Contenders at ’Nats 36 included hotties like Mick Matthews’s YEABRA XF and Carolyn Hayes’s LH Torry, plus rad oddities like a De Tomaso Pantera from Paul Cibotto.
This year’s top dog is Joel Smith with his effortlessly cool, Holden-powered HQ Kingswood!
“It’s all come together in the past six months, but it’s been in the build for 10 years,” Joel explained. “I bought it in three billion pieces, stripped it, repaired it all, moved house, built a house, had kids – all that stuff. I’d try to go out there for an hour or two during the week, then on the weekends.” He pulled it all apart again in July for wiring and a lick of paint, and it was only finished on the Wednesday before Summernats.

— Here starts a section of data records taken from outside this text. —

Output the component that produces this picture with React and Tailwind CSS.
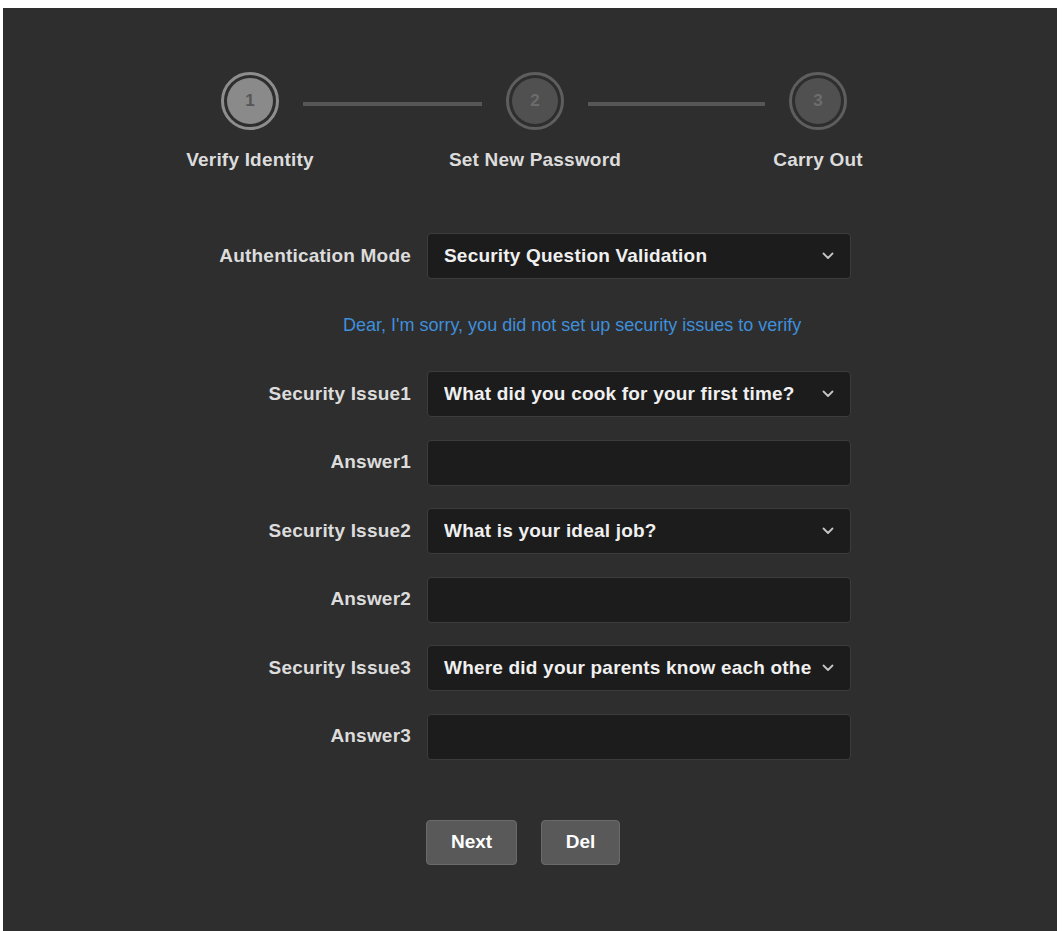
import React from 'react'

const font = { fontFamily: '"Liberation Sans", Arial, sans-serif' }

const Chevron = () => (
  <svg width="12" height="8" viewBox="0 0 12 8" className="shrink-0">
    <polyline points="1.5,1.5 6,6 10.5,1.5" fill="none" stroke="#c4c4c4" strokeWidth="1.8" strokeLinecap="round" strokeLinejoin="round" />
  </svg>
)

const Step = ({ n, label, active }) => (
  <div className="flex flex-col items-center w-[58px]">
    <div className={`w-[58px] h-[58px] rounded-full border-[3px] p-[3px] ${active ? 'border-[#8e8e8e]' : 'border-[#5e5e5e]'}`}>
      <div className={`w-full h-full rounded-full flex items-center justify-center text-[17px] font-bold ${active ? 'bg-[#8a8a8a] text-[#565656]' : 'bg-[#505050] text-[#6c6c6c]'}`}>
        {n}
      </div>
    </div>
    <div className="mt-[19px] whitespace-nowrap text-[19px] leading-[22px] font-bold tracking-[0.2px] text-[#dcdcdc]">
      {label}
    </div>
  </div>
)

const Select = ({ value }) => (
  <div className="w-[424px] h-[46px] rounded-[4px] border border-[#3c3c3c] bg-[#1c1c1c] flex items-center pl-[16px] pr-[16px]">
    <span className="flex-1 overflow-hidden whitespace-nowrap text-[19px] font-bold tracking-[0.2px] text-[#f0f0f0]">
      {value}
    </span>
    <span className="ml-[6px]"><Chevron /></span>
  </div>
)

const Input = () => (
  <div className="w-[424px] h-[46px] rounded-[4px] border border-[#3c3c3c] bg-[#1c1c1c]" />
)

const Row = ({ label, children }) => (
  <div className="flex items-center gap-[16px]">
    <div className="w-[308px] text-right text-[19px] font-bold tracking-[0.2px] text-[#dcdcdc]">{label}</div>
    {children}
  </div>
)

const App = () => {
  return (
    <div className="min-h-screen bg-white pt-[8px] pl-[3px] pr-[5px]" style={font}>
      <div className="bg-[#2e2e2e] min-h-[923px]">

        {/* STEPPER */}
        <div className="flex items-start pl-[218px] pt-[64px]">
          <Step n="1" label="Verify Identity" active />
          <div className="w-[179px] h-[4px] bg-[#575757] mt-[30px] mx-[24px]" />
          <Step n="2" label="Set New Password" />
          <div className="w-[177px] h-[4px] bg-[#575757] mt-[30px] mx-[24px]" />
          <Step n="3" label="Carry Out" />
        </div>

        {/* FORM */}
        <div className="pl-[100px] pt-[62px]">
          <Row label="Authentication Mode">
            <Select value="Security Question Validation" />
          </Row>

          <div className="ml-[240px] mt-[36px] h-[20px] text-[18px] leading-[20px] text-[#3f8fdc] whitespace-nowrap">
            Dear, I'm sorry, you did not set up security issues to verify
          </div>

          <div className="mt-[36px] flex flex-col gap-[22.5px]">
            <Row label="Security Issue1">
              <Select value="What did you cook for your first time?" />
            </Row>
            <Row label="Answer1"><Input /></Row>
            <Row label="Security Issue2">
              <Select value="What is your ideal job?" />
            </Row>
            <Row label="Answer2"><Input /></Row>
            <Row label="Security Issue3">
              <Select value="Where did your parents know each othe" />
            </Row>
            <Row label="Answer3"><Input /></Row>
          </div>

          <div className="flex gap-[24px] ml-[323px] mt-[60px]">
            <button className="w-[91px] h-[45px] rounded-[4px] border border-[#6a6a6a] bg-[#595959] text-[19px] font-bold text-white">
              Next
            </button>
            <button className="w-[79px] h-[45px] rounded-[4px] border border-[#6a6a6a] bg-[#595959] text-[19px] font-bold text-white">
              Del
            </button>
          </div>
        </div>

      </div>
    </div>
  )
}

export default App
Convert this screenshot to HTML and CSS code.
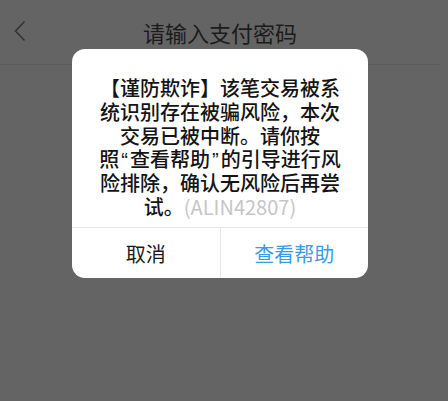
FILE: index.html
```html
<!DOCTYPE html>
<html lang="zh-CN">
<head>
<meta charset="utf-8">
<link rel="stylesheet" href="styles.css">
</head>
<body>
<div class="app">
  <header class="navbar">
    <svg class="back" width="12" height="22" viewBox="0 0 12 22"><path d="M10.5 1.5 L1.5 11 L10.5 20.5" fill="none" stroke="#333" stroke-width="1.6"/></svg>
    <h1 class="title">请输入支付密码</h1>
  </header>
  <main class="content"></main>
  <div class="dialog">
    <div class="message">
      <div class="line">【谨防欺诈】该笔交易被系</div>
      <div class="line">统识别存在被骗风险，本次</div>
      <div class="line">交易已被中断。请你按</div>
      <div class="line">照<span class="q">“</span>查看帮助<span class="q">”</span>的引导进行风</div>
      <div class="line">险排除，确认无风险后再尝</div>
      <div class="line">试。<span class="code">(ALIN42807)</span></div>
    </div>
    <div class="actions">
      <div class="btn cancel">取消</div>
      <div class="btn help">查看帮助</div>
    </div>
  </div>
</div>
</body>
</html>
```
FILE: styles.css
```css
html, body {
  margin: 0;
  padding: 0;
  background: #646464;
  height: 100%;
}
body {
  font-family: "Noto Sans CJK SC", "Noto Sans", sans-serif;
}
.app {
  position: relative;
  width: 440px;
  height: 401px;
}
.navbar {
  position: relative;
  height: 64px;
  border-bottom: 1px solid #5c5c5c;
  display: flex;
  align-items: center;
  justify-content: center;
}
.back {
  position: absolute;
  left: 14px;
  top: 20px;
}
.title {
  margin: 0;
  font-size: 22px;
  font-weight: 400;
  color: #1c1c1c;
  line-height: 1;
}
.dialog {
  position: absolute;
  left: 72px;
  top: 49px;
  width: 296px;
  height: 229px;
  background: #fff;
  border-radius: 13px;
  display: flex;
  flex-direction: column;
  overflow: hidden;
}
.message {
  flex: 1;
  padding: 27px 10px 0;
  font-size: 20px;
  font-weight: 500;
  color: #141414;
  text-align: center;
  white-space: nowrap;
}
.line {
  height: 23.8px;
  line-height: 23.8px;
}
.q {
  font-family: "Liberation Sans", sans-serif;
  margin: 0 2px;
}
.code {
  color: #c6c6c6;
  font-weight: 400;
}
.actions {
  height: 50px;
  border-top: 1px solid #e6e6e6;
  display: flex;
}
.btn {
  flex: 1;
  display: flex;
  align-items: center;
  justify-content: center;
  font-size: 20px;
}
.cancel {
  color: #1a1a1a;
  border-right: 1px solid #e6e6e6;
}
.help {
  color: #3a9ae6;
}
```
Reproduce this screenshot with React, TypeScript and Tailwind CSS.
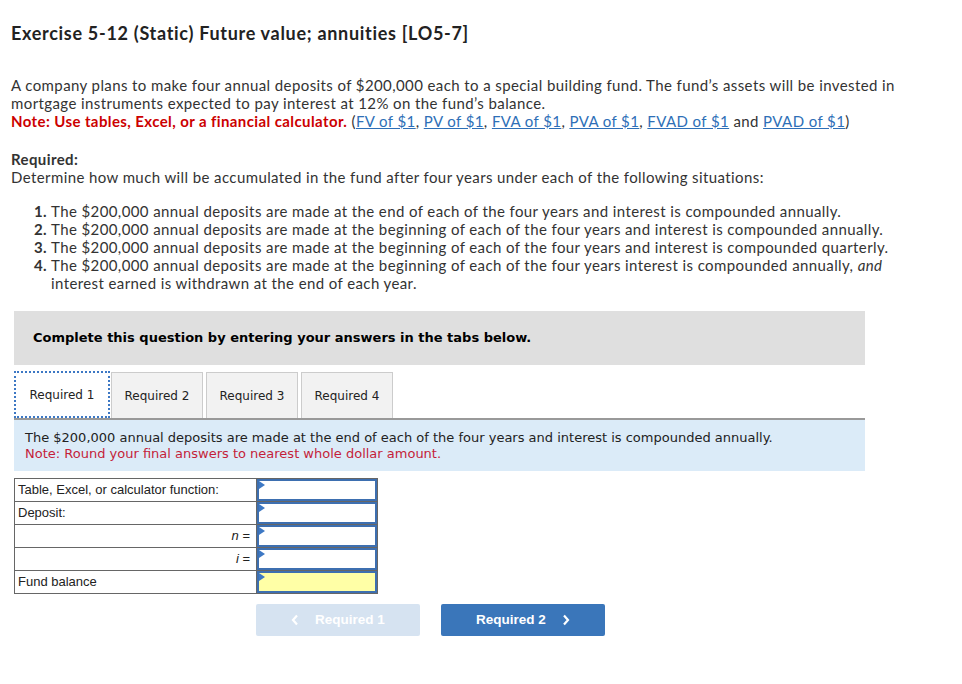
import React, { useState } from "react";

const links = ["FV of $1", "PV of $1", "FVA of $1", "PVA of $1", "FVAD of $1"];

const situations = [
  "The $200,000 annual deposits are made at the end of each of the four years and interest is compounded annually.",
  "The $200,000 annual deposits are made at the beginning of each of the four years and interest is compounded annually.",
  "The $200,000 annual deposits are made at the beginning of each of the four years and interest is compounded quarterly.",
];

const tabs = ["Required 1", "Required 2", "Required 3", "Required 4"];

const InputCell: React.FC<{ yellow?: boolean }> = ({ yellow }) => (
  <td className="p-0 border border-[#666] w-[121px]">
    <div className={`relative h-[22px] border-2 border-[#3d6fb0] ${yellow ? "bg-[#ffffa6]" : "bg-white"}`}>
      <span className="absolute left-0 top-0 w-0 h-0 border-t-[4px] border-b-[4px] border-l-[6px] border-t-transparent border-b-transparent border-l-[#3d78c4]" />
    </div>
  </td>
);

const App: React.FC = () => {
  const [active] = useState(0);

  return (
    <div className="bg-white w-[962px] h-[684px] text-[#333] font-['Lato','Open_Sans',sans-serif]">
      <div className="pl-[11px] pt-[20px]">
        <h1 className="text-[18px] font-bold text-[#222] leading-[26px] tracking-[0.7px]">
          Exercise 5-12 (Static) Future value; annuities [LO5-7]
        </h1>

        <div className="mt-[30px] text-[15px] leading-[18px] pr-[40px] tracking-[0.4px]">
          <p>
            A company plans to make four annual deposits of $200,000 each to a special building fund. The fund’s assets will be invested in mortgage instruments expected to pay interest at 12% on the fund’s balance.
          </p>
          <p>
            <span className="font-bold text-[#c00]">Note: Use tables, Excel, or a financial calculator.</span>{" "}
            (
            {links.map((l, i) => (
              <React.Fragment key={l}>
                <a className="text-[#2e6fb7] underline">{l}</a>
                {i < links.length - 1 ? ", " : ""}
              </React.Fragment>
            ))}{" "}
            and <a className="text-[#2e6fb7] underline">PVAD of $1</a>)
          </p>

          <p className="mt-[20px] font-bold">Required:</p>
          <p>Determine how much will be accumulated in the fund after four years under each of the following situations:</p>

          <ol className="mt-[16px] pl-[22px]">
            {situations.map((s, i) => (
              <li key={i} className="flex">
                <span className="font-bold w-[18px] text-right pr-[4px] shrink-0">{i + 1}.</span>
                <span>{s}</span>
              </li>
            ))}
            <li className="flex">
              <span className="font-bold w-[18px] text-right pr-[4px] shrink-0">4.</span>
              <span>
                The $200,000 annual deposits are made at the beginning of each of the four years interest is compounded annually, <i>and</i> interest earned is withdrawn at the end of each year.
              </span>
            </li>
          </ol>
        </div>
      </div>

      <div className="ml-[14px] w-[851px] mt-[19px]">
        <div className="h-[54px] bg-[#dfdfdf] flex items-center pl-[19px] font-['DejaVu_Sans',sans-serif] font-bold text-[13px] text-black">
          Complete this question by entering your answers in the tabs below.
        </div>

        <div className="mt-[6px] flex items-end gap-[3px] font-['DejaVu_Sans',sans-serif] text-[12px] text-[#222]">
          {tabs.map((t, i) => (
            <div
              key={t}
              className={
                i === active
                  ? "h-[47px] w-[96px] flex items-center justify-center bg-white border-2 border-dotted border-[#3d78c4] -mr-[2px]"
                  : "h-[46px] w-[92px] flex items-center justify-center bg-[#f2f2f2] border border-[#ccc] border-b-0"
              }
            >
              {t}
            </div>
          ))}
        </div>

        <div className="border-t-2 border-[#999] bg-[#dbebf8] h-[53px] pl-[11px] pt-[10px] font-['DejaVu_Sans',sans-serif] text-[13px] leading-[16px]">
          <p className="text-[#222]">
            The $200,000 annual deposits are made at the end of each of the four years and interest is compounded annually.
          </p>
          <p className="text-[#c41e3a]">Note: Round your final answers to nearest whole dollar amount.</p>
        </div>

        <table className="mt-[7px] border-collapse font-['Liberation_Sans',sans-serif] text-[13px] text-[#222]">
          <tbody>
            <tr>
              <td className="border border-[#666] w-[242px] h-[23px] pl-[3px]">Table, Excel, or calculator function:</td>
              <InputCell />
            </tr>
            <tr>
              <td className="border border-[#666] h-[23px] pl-[3px]">Deposit:</td>
              <InputCell />
            </tr>
            <tr>
              <td className="border border-[#666] h-[23px] pr-[6px] text-right">
                <i>n</i> =
              </td>
              <InputCell />
            </tr>
            <tr>
              <td className="border border-[#666] h-[23px] pr-[6px] text-right">
                <i>i</i> =
              </td>
              <InputCell />
            </tr>
            <tr>
              <td className="border border-[#666] h-[23px] pl-[3px]">Fund balance</td>
              <InputCell yellow />
            </tr>
          </tbody>
        </table>

        <div className="mt-[10px] ml-[242px] flex gap-[21px] font-['Liberation_Sans',sans-serif] font-bold text-[13.5px] text-white">
          <button className="w-[164px] h-[32px] rounded-[2px] bg-[#d6e3f1] flex items-center justify-center gap-[16px]">
            <svg width="8" height="12" viewBox="0 0 8 12" fill="none" stroke="white" strokeWidth="2.2">
              <path d="M6 1.5 L2 6 L6 10.5" />
            </svg>
            Required 1
          </button>
          <button className="w-[164px] h-[32px] rounded-[2px] bg-[#3a76ba] flex items-center justify-center gap-[16px]">
            Required 2
            <svg width="8" height="12" viewBox="0 0 8 12" fill="none" stroke="white" strokeWidth="2.2">
              <path d="M2 1.5 L6 6 L2 10.5" />
            </svg>
          </button>
        </div>
      </div>
    </div>
  );
};

export default App;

“Dave and Michelle Stephenson have been a massive help; Dave wired it for me,” Joel said. “I couldn’t have done it without them.”
Up front is an iron lion stroked to 355 cubes, wearing VN heads and mated to a Turbo 400 and shortened nine-inch diff. The rear features mini-tubs and a minor bit of chassis rail massaging to handle the timeless, big-dish 15×9-inch Simmons B45s and 275/60 rubber.
A hearty dose of Houndstooth rounds out the classy engine bay and boot fit-outs. It’s all unpretentious stuff, but finished to a hard-to-fault level.
Coming away with three other gongs – Top Standard Paint, 2nd Top Sedan and 2nd Top Engine Bay – was a bit of a shock to Joel, who reckoned he didn’t set out to build anything “out of the ordinary”.
“I didn’t really expect it; I’d sort of thought about doing [Street Champion], but I didn’t think the car would stack up against the competition,” he said. Joel soon proved himself wrong, thanks in no small part to an awesome, crowd-pleasing effort in Saturday’s grass driving events.
There wasn’t really a moment when the Quey had traction at the rear meats, with Joel feeding it plenty of opposite lock as he navigated the bollards. “It was really fun; I wish there was more of it,” he laughed.